>> Begin EXTRACTED RECORDS

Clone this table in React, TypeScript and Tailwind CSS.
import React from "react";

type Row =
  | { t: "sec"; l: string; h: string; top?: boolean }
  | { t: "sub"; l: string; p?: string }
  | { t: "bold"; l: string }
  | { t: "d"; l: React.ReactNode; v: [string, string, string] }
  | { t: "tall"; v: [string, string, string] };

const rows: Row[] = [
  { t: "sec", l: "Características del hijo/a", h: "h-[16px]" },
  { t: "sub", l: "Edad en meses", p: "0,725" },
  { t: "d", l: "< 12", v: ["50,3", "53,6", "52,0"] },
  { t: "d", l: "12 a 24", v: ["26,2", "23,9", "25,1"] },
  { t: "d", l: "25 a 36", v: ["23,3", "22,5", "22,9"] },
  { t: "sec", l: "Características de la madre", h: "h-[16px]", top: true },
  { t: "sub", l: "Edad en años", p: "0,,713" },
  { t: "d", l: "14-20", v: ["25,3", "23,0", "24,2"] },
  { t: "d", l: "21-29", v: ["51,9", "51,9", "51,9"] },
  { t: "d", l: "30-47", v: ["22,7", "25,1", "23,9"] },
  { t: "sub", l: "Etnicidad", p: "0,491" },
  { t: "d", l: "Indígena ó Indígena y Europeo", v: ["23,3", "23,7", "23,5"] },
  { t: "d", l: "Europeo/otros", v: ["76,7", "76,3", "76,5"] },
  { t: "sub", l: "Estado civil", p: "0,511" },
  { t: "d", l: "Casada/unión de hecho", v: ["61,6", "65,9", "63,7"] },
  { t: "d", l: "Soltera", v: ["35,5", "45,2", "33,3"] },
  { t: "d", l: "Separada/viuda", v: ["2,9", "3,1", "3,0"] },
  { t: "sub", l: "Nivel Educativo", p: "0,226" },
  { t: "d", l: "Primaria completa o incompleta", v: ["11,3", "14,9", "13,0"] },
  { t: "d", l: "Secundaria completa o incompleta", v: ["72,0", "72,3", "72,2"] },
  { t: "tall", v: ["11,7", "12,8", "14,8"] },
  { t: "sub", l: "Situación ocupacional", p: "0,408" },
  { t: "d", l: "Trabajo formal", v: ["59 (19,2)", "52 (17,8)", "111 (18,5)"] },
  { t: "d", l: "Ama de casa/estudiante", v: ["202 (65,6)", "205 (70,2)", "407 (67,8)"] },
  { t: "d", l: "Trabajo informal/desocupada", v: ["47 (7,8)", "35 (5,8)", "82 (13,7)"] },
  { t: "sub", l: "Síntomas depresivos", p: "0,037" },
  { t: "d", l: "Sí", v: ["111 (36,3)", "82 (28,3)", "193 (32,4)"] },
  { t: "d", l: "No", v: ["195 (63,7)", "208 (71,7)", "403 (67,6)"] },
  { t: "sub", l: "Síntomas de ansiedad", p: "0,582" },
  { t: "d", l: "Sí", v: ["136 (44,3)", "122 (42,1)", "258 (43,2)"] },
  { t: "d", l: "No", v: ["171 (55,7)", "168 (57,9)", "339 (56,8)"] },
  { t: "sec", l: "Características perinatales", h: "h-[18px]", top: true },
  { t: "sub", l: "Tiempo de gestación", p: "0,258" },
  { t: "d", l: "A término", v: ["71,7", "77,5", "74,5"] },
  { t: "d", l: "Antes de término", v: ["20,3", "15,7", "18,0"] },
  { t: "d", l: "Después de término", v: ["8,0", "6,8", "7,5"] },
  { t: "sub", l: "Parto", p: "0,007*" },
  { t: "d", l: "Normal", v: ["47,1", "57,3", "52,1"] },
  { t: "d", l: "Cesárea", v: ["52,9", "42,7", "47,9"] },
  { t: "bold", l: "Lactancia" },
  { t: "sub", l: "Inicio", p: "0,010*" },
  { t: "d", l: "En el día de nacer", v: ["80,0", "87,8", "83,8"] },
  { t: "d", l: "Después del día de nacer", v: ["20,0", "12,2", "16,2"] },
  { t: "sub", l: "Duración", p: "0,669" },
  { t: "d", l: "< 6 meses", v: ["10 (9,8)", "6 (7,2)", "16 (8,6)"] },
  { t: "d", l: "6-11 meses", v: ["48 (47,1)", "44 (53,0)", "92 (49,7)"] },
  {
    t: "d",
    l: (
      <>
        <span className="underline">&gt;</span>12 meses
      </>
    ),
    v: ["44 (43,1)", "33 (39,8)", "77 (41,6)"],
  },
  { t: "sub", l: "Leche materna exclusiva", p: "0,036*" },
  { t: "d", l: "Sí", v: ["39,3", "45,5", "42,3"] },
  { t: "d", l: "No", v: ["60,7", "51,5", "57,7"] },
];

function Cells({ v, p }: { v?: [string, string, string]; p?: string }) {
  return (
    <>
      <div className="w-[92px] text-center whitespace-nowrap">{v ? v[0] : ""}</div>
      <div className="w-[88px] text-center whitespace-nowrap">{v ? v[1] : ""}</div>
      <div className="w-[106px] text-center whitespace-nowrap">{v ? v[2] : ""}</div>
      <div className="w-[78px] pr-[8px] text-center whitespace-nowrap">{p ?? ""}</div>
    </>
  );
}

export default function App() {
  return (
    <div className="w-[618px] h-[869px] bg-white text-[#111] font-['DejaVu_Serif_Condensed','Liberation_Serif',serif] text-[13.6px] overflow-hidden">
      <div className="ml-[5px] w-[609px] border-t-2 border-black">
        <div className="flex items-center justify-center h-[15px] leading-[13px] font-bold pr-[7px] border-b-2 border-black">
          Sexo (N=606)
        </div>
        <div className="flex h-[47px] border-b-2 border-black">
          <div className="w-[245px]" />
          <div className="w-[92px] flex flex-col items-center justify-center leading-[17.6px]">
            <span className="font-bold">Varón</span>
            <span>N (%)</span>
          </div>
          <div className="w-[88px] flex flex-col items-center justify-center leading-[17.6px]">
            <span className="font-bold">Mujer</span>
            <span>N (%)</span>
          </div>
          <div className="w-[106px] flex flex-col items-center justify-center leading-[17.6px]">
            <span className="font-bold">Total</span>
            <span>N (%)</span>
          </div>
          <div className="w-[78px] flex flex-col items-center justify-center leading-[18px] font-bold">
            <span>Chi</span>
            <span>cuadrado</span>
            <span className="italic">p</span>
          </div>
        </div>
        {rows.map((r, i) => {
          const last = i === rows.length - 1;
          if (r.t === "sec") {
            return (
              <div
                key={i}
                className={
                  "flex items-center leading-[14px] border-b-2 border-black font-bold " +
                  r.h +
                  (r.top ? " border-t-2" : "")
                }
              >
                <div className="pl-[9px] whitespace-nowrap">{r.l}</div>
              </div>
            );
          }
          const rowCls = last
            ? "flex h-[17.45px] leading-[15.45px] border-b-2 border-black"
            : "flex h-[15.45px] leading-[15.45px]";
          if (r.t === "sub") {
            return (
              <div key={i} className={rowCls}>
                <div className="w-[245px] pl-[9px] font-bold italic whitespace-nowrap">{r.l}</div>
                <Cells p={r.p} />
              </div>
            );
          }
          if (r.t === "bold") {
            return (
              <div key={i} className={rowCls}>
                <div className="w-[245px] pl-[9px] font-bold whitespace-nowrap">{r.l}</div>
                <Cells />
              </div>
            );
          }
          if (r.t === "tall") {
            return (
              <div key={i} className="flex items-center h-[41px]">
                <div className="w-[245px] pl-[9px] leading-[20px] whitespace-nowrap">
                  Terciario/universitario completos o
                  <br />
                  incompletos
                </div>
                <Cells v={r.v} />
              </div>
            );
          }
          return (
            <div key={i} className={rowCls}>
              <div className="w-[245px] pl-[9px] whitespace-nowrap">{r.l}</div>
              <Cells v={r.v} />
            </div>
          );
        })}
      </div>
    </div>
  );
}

>> End EXTRACTED RECORDS
>> Begin EXTRACTED RECORDS

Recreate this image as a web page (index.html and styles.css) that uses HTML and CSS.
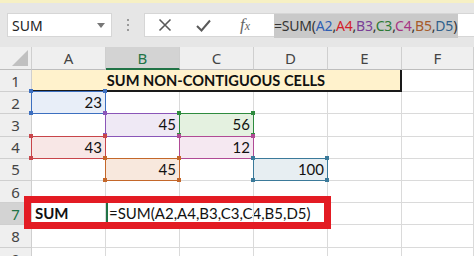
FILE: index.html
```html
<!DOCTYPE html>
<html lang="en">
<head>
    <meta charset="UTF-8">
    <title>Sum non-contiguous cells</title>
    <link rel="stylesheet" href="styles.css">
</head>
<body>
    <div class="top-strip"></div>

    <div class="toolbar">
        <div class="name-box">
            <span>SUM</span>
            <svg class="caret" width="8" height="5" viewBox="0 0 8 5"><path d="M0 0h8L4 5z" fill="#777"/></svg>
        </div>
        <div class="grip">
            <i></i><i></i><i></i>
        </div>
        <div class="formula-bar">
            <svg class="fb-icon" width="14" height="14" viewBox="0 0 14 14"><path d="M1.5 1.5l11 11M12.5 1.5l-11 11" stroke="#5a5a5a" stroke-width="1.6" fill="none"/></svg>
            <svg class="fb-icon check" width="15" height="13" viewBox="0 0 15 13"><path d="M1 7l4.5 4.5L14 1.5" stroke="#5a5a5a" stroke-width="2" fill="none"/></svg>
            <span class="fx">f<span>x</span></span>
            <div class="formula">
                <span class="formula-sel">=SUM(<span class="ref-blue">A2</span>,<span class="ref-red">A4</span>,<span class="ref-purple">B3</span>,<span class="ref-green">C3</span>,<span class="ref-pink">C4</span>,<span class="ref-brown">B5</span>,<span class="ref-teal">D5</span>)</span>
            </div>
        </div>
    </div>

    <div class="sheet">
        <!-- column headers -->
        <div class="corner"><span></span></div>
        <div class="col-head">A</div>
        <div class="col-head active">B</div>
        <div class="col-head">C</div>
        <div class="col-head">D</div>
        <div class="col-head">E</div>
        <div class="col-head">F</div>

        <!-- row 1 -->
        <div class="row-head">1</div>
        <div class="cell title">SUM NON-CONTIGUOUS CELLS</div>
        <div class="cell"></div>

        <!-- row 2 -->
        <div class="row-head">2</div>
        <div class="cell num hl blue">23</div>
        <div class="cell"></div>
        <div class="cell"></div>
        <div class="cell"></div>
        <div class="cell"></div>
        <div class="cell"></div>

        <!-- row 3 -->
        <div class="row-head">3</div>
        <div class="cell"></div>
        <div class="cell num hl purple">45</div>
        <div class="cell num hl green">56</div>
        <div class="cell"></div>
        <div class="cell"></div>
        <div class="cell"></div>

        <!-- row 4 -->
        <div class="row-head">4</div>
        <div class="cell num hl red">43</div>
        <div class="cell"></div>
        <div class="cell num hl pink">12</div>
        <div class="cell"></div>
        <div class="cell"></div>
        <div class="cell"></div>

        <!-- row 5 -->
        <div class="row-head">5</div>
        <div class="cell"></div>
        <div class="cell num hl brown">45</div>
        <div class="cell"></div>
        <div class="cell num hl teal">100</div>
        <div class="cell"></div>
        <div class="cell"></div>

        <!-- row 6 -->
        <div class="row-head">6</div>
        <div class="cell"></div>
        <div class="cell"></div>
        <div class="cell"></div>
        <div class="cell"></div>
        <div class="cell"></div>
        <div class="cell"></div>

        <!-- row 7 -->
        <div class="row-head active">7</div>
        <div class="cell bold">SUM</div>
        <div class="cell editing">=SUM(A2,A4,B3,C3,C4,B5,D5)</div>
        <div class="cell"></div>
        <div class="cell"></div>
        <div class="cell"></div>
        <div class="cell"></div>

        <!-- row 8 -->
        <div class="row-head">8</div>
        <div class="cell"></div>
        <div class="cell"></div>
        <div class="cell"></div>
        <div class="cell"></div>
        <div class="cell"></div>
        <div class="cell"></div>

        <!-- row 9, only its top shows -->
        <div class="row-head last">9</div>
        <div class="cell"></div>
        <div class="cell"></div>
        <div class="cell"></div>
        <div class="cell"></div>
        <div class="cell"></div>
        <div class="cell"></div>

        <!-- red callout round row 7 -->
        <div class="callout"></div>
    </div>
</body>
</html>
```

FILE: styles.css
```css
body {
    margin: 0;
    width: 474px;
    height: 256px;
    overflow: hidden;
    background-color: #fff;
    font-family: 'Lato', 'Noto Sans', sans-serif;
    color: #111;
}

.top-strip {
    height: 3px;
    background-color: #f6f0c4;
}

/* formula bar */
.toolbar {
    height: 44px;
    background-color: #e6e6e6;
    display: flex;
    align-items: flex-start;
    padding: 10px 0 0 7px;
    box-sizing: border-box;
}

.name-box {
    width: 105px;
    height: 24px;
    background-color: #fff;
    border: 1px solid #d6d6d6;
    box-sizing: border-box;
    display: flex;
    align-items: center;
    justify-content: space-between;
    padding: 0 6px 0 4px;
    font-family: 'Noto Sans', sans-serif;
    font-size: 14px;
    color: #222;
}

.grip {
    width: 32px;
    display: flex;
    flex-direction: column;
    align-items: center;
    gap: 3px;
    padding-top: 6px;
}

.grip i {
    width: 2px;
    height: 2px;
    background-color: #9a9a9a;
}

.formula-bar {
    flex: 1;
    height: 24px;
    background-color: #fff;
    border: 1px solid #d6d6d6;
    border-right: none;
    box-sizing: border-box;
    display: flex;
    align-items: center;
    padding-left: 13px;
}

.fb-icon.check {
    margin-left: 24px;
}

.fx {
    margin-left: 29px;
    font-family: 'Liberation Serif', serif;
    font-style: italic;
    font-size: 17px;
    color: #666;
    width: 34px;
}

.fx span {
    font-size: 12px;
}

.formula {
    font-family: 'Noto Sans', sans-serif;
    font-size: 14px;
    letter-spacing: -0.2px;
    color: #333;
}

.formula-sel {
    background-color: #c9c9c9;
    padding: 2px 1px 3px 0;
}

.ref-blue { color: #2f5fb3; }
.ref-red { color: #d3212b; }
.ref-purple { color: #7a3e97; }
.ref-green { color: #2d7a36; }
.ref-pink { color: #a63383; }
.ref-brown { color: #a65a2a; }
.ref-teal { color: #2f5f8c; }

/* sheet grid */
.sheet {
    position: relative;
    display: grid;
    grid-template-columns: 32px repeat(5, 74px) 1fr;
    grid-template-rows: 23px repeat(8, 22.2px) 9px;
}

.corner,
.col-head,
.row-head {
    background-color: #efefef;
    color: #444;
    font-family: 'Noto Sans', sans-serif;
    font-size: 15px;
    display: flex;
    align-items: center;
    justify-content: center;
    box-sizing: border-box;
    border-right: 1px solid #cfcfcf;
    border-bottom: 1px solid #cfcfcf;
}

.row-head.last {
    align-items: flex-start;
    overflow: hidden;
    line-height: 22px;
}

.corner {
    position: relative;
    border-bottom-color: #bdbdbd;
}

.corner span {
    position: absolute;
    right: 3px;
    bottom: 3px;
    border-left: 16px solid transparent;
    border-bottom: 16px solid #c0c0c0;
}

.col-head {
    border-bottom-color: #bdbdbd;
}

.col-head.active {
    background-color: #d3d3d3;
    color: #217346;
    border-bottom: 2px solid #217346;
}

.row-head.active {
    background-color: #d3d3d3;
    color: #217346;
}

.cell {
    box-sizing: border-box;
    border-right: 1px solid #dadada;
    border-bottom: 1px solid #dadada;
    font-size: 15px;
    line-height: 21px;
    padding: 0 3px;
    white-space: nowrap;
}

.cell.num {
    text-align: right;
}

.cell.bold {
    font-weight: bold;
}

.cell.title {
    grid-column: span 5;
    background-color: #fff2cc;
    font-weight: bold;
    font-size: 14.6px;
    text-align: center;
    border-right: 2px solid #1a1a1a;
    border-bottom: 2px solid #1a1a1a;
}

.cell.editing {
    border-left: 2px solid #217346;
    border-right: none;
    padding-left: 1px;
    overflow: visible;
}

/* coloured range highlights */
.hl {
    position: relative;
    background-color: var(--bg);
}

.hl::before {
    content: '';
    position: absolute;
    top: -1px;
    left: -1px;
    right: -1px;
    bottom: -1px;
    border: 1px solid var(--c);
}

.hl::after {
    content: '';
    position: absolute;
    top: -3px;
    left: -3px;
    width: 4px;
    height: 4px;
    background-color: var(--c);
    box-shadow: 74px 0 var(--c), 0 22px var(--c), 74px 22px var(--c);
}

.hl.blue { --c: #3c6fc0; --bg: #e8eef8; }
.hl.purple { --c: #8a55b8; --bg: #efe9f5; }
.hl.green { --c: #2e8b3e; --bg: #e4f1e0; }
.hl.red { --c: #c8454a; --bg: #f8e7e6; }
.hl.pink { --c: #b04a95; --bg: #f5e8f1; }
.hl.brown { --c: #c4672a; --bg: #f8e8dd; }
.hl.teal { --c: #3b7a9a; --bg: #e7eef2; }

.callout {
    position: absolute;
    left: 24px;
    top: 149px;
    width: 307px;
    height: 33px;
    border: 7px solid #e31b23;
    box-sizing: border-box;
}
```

>> End EXTRACTED RECORDS

TASK INSTRUCTIONS:
Search the preceding listing for the word "this" and pull out every line that holds it.

PROBLEM SOLUTION:
Clone this table in React, TypeScript and Tailwind CSS.
Recreate this image as a web page (index.html and styles.css) that uses HTML and CSS.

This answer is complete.